Ma come realizzare e rendere appetibile oggi un film di propaganda? Per esempio, ed è l'idea alla base della pellicola, inserendo elementi propri del documentario in una struttura di finzione (i protagonisti sono effettivi del corpo speciale) o girando le scene di battaglia in soggettiva come se fossimo in un videogioco sparatutto in prima persona. Per il resto siamo alle solite. Con tutti i cliché del caso: dal momento corale la sera prima della missione all'addio con lacrime alla moglie incinta, fino alla lettera del commilitone al figlio appena nato del compagno caduto in battaglia, senza dimenticare il funerale con tutti gli onori (spari, divise immacolate e cerimonia di piegamento della bandiera compresi).

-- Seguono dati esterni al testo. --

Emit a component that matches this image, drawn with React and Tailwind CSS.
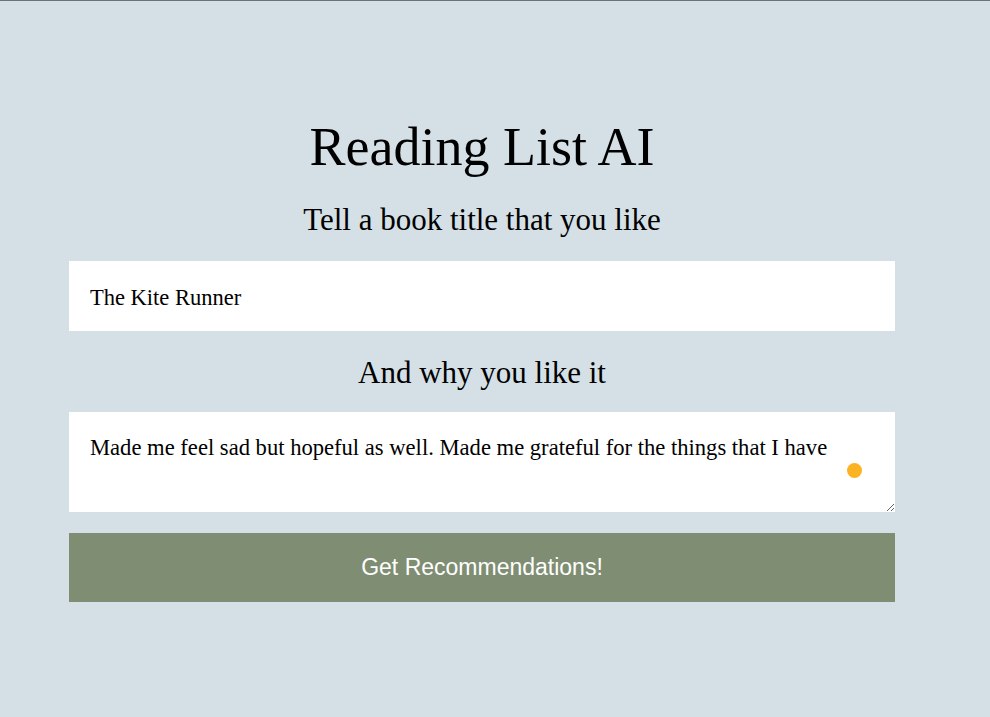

La trama? Presto detta. Dopo aver recuperato un'agente prigioniera nella giungla, si scopre l'esistenza di un disegno terroristico volto ad attuare diversi attentati su suolo americano. Un piano ovviamente sventato dai nostri (veri) Seal. Ma purtroppo la piatta e scontata struttura drammatica del film non convince tanto neanche nelle scene di guerra e non offre uno sguardo autentico e preciso sul mondo degli incursori dell'esercito Usa: tra documentario e opera di fiction, non funziona né come primo né come secondo. Il tentativo era quello di realizzare una sorta di “Berretti verdi” o di “Top Gun” aggiornato ai tempi dei “Bourne” e del videogame “Quake”. Ma la domanda che sorge spontanea riguarda il senso stesso dell'operazione. E quale sia l'eventuale pubblico che possa intercettare o solo incuriosire.
“Act of Valor”, in uscita il 4 aprile, è distribuito in Italia da M2 Pictures.